The thickness, ahh I can't give you an exact number. It is Con-Tact brand, self adhesive cork liner. I guess it's a shelf and drawer liner to "reduce slipping and shifting in drawers." It's 12 inches x 4 feet. Pretty thin, too, bends really easy. $6 for a roll. The self-adhesive stuff often times just stayed on the paper backing - not on the cork! There goes the self-adhesiveness. There are probably better alternatives. I recommend just getting some thick cork board, perhaps a little less than 1/4" and then glueing it down to whatever surface you're putting it on. The $6 stuff I got definately wasn't enough - I had enough for the two side panels. For the rest I used a thicker cork board that I orginally had in there. I just put that over the vinyl tiles. That stuff is thicker, maybe 2/5 of an inch, denser than the other stuff, too.
My before and after temps didn't change at all. Well, I did have just the thicker cork board in there before, and after adding the vinyl + the cork board my temps didn't significantly change. In fact, I've noticed a slight decrease in temps - I think that this may be because I duct taped off the empty space below the DVD drive, and I duct taped off the empty floppy enclosure area. This forces the air to only come in from where the front 120mm intake is (no fan there). The hard drive enclosures sit right there in the way of this, but there's about an inch of breathing room where the air is pulled over the aluminum box. I'm thinking that this may also increase that air's velocity, thus doing a better job at cooling the hard drives (I've noticed a few degrees drop) and the video card temp has dropped, at idle, from about 61C to 59C. It's right there in the path of the air... perfect.

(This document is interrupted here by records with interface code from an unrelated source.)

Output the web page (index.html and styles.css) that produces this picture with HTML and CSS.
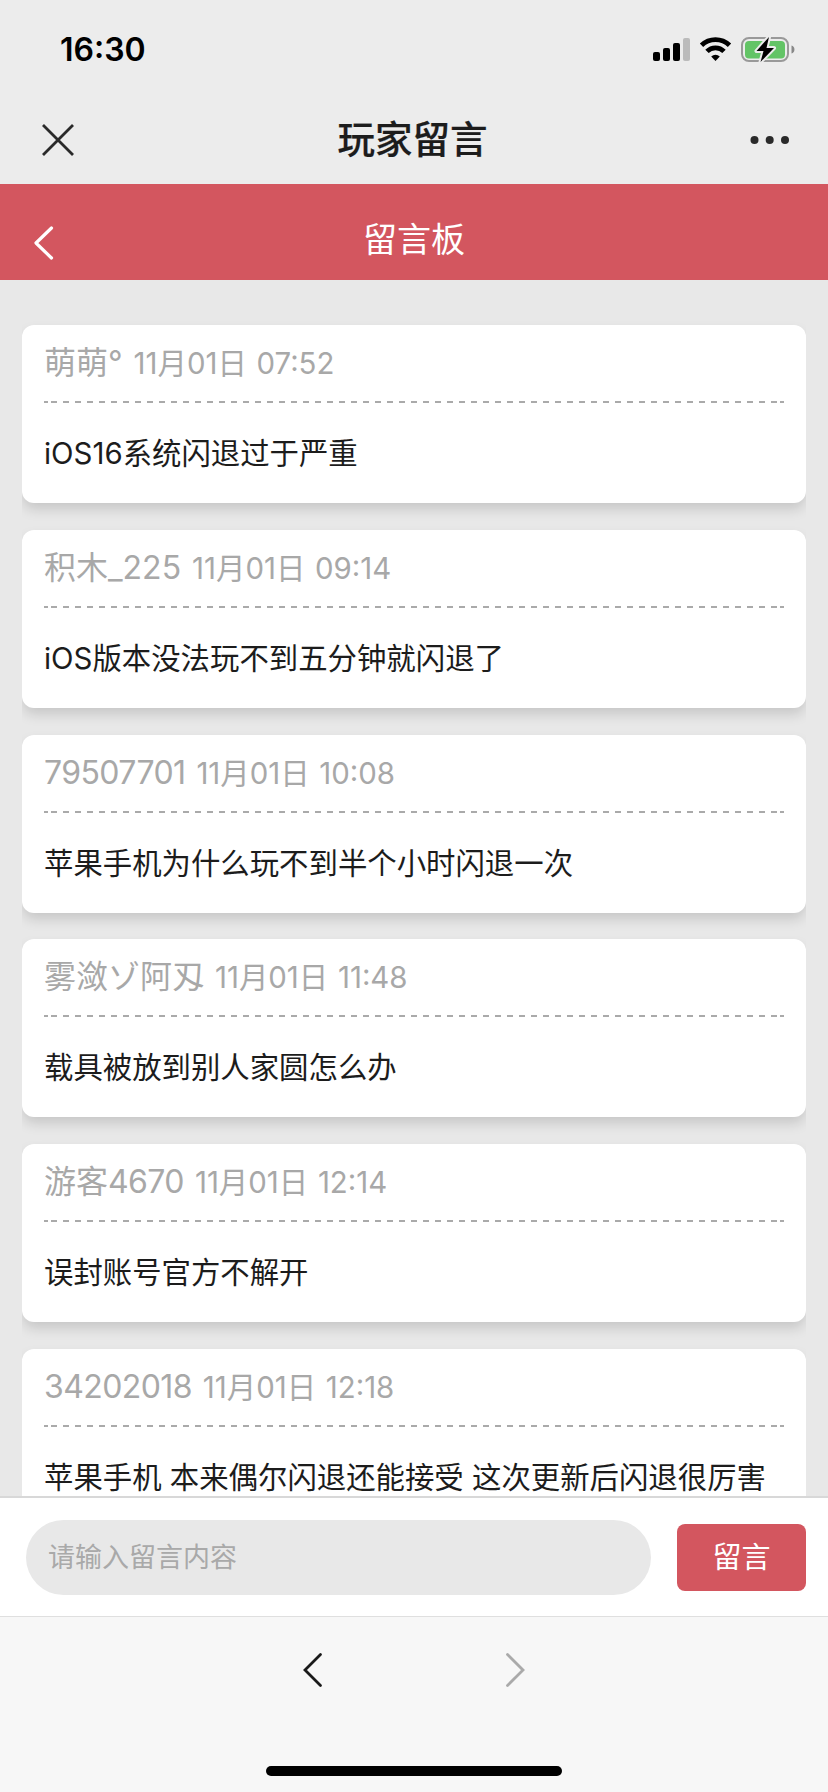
FILE: index.html
```html
<!DOCTYPE html>
<html lang="zh-CN">
<head>
<meta charset="utf-8">
<title>玩家留言</title>
<link rel="stylesheet" href="styles.css">
</head>
<body>
<div class="app">
  <header class="status">
    <span class="clock">16:30</span>
    <svg class="indicators" width="142" height="28" viewBox="0 0 142 28">
      <rect x="0" y="15" width="7" height="9" rx="2"/>
      <rect x="10" y="11" width="7" height="13" rx="2"/>
      <rect x="20" y="6" width="7" height="18" rx="2"/>
      <rect x="30" y="1" width="7" height="23" rx="2" fill="#bbb"/>
      <g fill="none" stroke="#000" stroke-width="4.8">
        <path d="M48.500 8.300A20 20 0 0 1 76.500 8.300"/>
        <path d="M54 14.400A12 12 0 0 1 71 14.400"/>
      </g>
      <path d="M62.500 24L58.200 19.500A6.200 6.200 0 0 1 66.800 19.500Z"/>
      <rect x="89" y="1" width="46" height="23" rx="7" fill="none" stroke="#999" stroke-width="2"/>
      <rect x="92" y="4" width="40" height="17.500" rx="4" fill="#63c466"/>
      <path d="M138.500 8.500v8a4.200 4.200 0 0 0 0-8z" fill="#888"/>
      <path d="M116 0L103.500 14H110.500L107.500 25L121 11H113.500Z" stroke="#ececec" stroke-width="4" stroke-linejoin="round"/>
      <path d="M116 0L103.500 14H110.500L107.500 25L121 11H113.500Z"/>
    </svg>
  </header>
  <nav class="titlebar">
    <svg class="close" width="34" height="34" viewBox="0 0 34 34"><path d="M2 2L32 32M32 2L2 32" fill="none" stroke="#2a2a2a" stroke-width="2.800"/></svg>
    <h1 class="title">玩家留言</h1>
    <svg class="more" width="40" height="10" viewBox="0 0 40 10" fill="#2a2a2a"><circle cx="4.500" cy="5" r="4"/><circle cx="19.700" cy="5" r="4"/><circle cx="35" cy="5" r="4"/></svg>
  </nav>
  <div class="banner">
    <svg class="back" width="22" height="36" viewBox="0 0 22 36"><path d="M18.500 3L3 18L18.500 33" fill="none" stroke="#fff" stroke-width="3.200" stroke-linejoin="round" stroke-linecap="round"/></svg>
    <h2 class="board">留言板</h2>
  </div>
  <main class="list">
    <article class="card"><div class="meta"><span class="name">萌萌°</span><time class="time">11月01日 07:52</time></div><p class="text">iOS16系统闪退过于严重</p></article>
    <article class="card"><div class="meta"><span class="name">积木_225</span><time class="time">11月01日 09:14</time></div><p class="text">iOS版本没法玩不到五分钟就闪退了</p></article>
    <article class="card"><div class="meta"><span class="name numeric">79507701</span><time class="time">11月01日 10:08</time></div><p class="text">苹果手机为什么玩不到半个小时闪退一次</p></article>
    <article class="card"><div class="meta"><span class="name">雾潋ゾ阿刄</span><time class="time">11月01日 11:48</time></div><p class="text">载具被放到别人家圆怎么办</p></article>
    <article class="card"><div class="meta"><span class="name">游客<span class="numeric">4670</span></span><time class="time">11月01日 12:14</time></div><p class="text">误封账号官方不解开</p></article>
    <article class="card"><div class="meta"><span class="name numeric">34202018</span><time class="time">11月01日 12:18</time></div><p class="text">苹果手机 本来偶尔闪退还能接受 这次更新后闪退很厉害</p></article>
  </main>
  <form class="composer">
    <input class="field" type="text" placeholder="请输入留言内容">
    <button class="send" type="button">留言</button>
  </form>
  <footer class="toolbar">
    <div class="history">
      <svg width="22" height="36" viewBox="0 0 22 36"><path d="M18.500 2.500L3 18L18.500 33.500" fill="none" stroke="#1a1a1a" stroke-width="2.800" stroke-linecap="round"/></svg>
      <svg width="22" height="36" viewBox="0 0 22 36"><path d="M3.500 2.500L19 18L3.500 33.500" fill="none" stroke="#aaa" stroke-width="2.800" stroke-linecap="round"/></svg>
    </div>
    <div class="home"></div>
  </footer>
</div>
</body>
</html>
```
FILE: styles.css
```css
* { box-sizing: border-box; }
body {
  margin: 0;
  font-family: Inter, "Noto Sans CJK SC", sans-serif;
  color: #1c1c1c;
}
h1, h2, p { margin: 0; }
svg { display: block; }
.app {
  width: 828px;
  height: 1792px;
  display: flex;
  flex-direction: column;
  overflow: hidden;
  background: #e8e8e8;
}
.status {
  height: 96px;
  flex: none;
  display: flex;
  justify-content: space-between;
  padding: 30px 33px 0 60px;
  background: #ececec;
}
.clock { font-size: 32px; line-height: 40px; font-weight: 600; color: #000; }
.indicators { margin-top: 7px; }
.titlebar {
  height: 88px;
  flex: none;
  display: grid;
  grid-template-columns: 1fr auto 1fr;
  align-items: center;
  padding: 0 38px 0 41px;
  background: #ececec;
}
.title {
  margin-right: 6px;
  font-size: 37.500px;
  line-height: 50px;
  font-weight: 500;
  -webkit-text-stroke: .2px currentColor;
}
.more { justify-self: end; }
.banner {
  height: 96px;
  flex: none;
  display: grid;
  grid-template-columns: 1fr auto 1fr;
  align-items: center;
  padding: 16px 33px 0;
  background: #d3565f;
  color: #fff;
}
.back { margin-top: 5px; }
.board { font-size: 34px; line-height: 44px; font-weight: 400; }
.list {
  flex: 1;
  min-height: 0;
  overflow: hidden;
  padding: 45px 22px 0;
}
.card {
  height: 178px;
  margin-bottom: 26.800px;
  padding: 0 22px;
  border-radius: 12px;
  background: #fff;
  box-shadow: 0 7px 13px -1px rgba(0, 0, 0, .15);
  clip-path: inset(-4px 0 -26px 0);
}
.meta {
  height: 78px;
  display: flex;
  align-items: baseline;
  padding-top: 15px;
  color: #a8a8a8;
  background:
    linear-gradient(#aaa, #aaa) left bottom / 4px 2px no-repeat,
    linear-gradient(#aaa, #aaa) right bottom / 4px 2px no-repeat,
    linear-gradient(90deg, #aaa 1px, transparent 1px 7px, #aaa 7px) left bottom / 12px 2px repeat-x;
}
.name { font-size: 32px; line-height: 46px; margin-right: 11px; white-space: nowrap; }
.numeric { letter-spacing: -.6px; }
.time { font-size: 29.400px; line-height: 46px; word-spacing: 1.500px; white-space: nowrap; }
.text { padding-top: 29px; font-size: 29.400px; line-height: 44px; white-space: nowrap; }
.composer {
  height: 120px;
  flex: none;
  display: flex;
  align-items: center;
  gap: 26px;
  padding: 0 22px 0 26px;
  margin: 0;
  background: #fff;
  border-top: 2px solid #d8d8d8;
}
.field {
  flex: 1;
  min-width: 0;
  height: 75px;
  border: 0;
  border-radius: 38px;
  padding: 0 22px;
  background: #e8e8e8;
  font: inherit;
  font-size: 27px;
}
.field::placeholder { color: #a9a9a9; opacity: 1; }
.send {
  width: 129px;
  height: 67px;
  border: 0;
  border-radius: 8px;
  padding: 0 0 4px;
  background: #d3565f;
  color: #fff;
  font: inherit;
  font-size: 29px;
}
.toolbar {
  height: 176px;
  flex: none;
  display: flex;
  flex-direction: column;
  align-items: center;
  justify-content: space-between;
  padding: 35px 0 16px;
  background: #f7f7f7;
  border-top: 1px solid #dfdfdf;
}
.history { display: flex; gap: 180px; }
.home { width: 296px; height: 10px; border-radius: 5px; background: #000; }
```
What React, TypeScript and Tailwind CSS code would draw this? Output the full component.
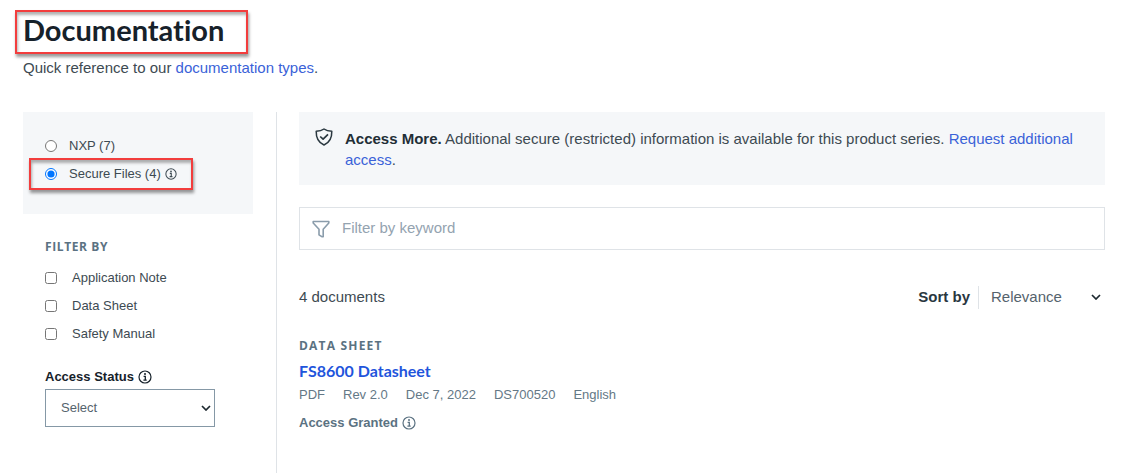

I did install the vinyl tiles/thin cork board on both of the side panels. If you're asking if I put any between the motherboard itself and the steel panel that it's screwed to, no I did not. Didn't really see a need to.
I have noticed an improvement. Air movement noise is eliminated. It helped a lot with a certain high pitched freqency noise that my motherboard emits somewhere. I can still faintly, very faintly, hear this though at half a meter. I think it's coil whine, it's very sporadic but from what I can tell it only starts when Windows begins to load. One day I'd like to eliminate that. But I dont know if it's possible. It's not audible after a couple meters.
Since posting those pictures I have updated my rig slightly. The stock Antec 120mm fan at 5v had just a tad too much air flow noise. Then, ding ding, I remembered that I had a 92mm Nexus that I originally got for the SI-97. So, I took out the Antec 120mm, moved the orange Nexus 120mm from the SI-97 to the rear exhaust position, and put the 92mm Nexus on the SI-97. The clips were a bit stretched, but still have enough in them to hold it down. At 5v, the 92mm Nexus is quieter than the stock Antec 120mm at 5v. Probably because it just moves less air. But I haven't noticed any changes in temperature on any components.
The exhaust from the S12 with the fan swapped-Nexus 120mm is warm but I'd say about just as warm as with the original Adda fan. I don't think it's in any danger.
I'd also like to add that the hard drive enclosures I've made do a superb job at eliminating idle and seek noise. I have the WD drives on the lowest AAM setting (it's either low or high/all or nothing with these guys). I got my inspiration from alleycat in this thread
http://forums.silentpcreview.com/viewto ... enclosures I highly recommend it.
Project = success. Dead quiet. Silent to all but my ears (isn't it always that way?)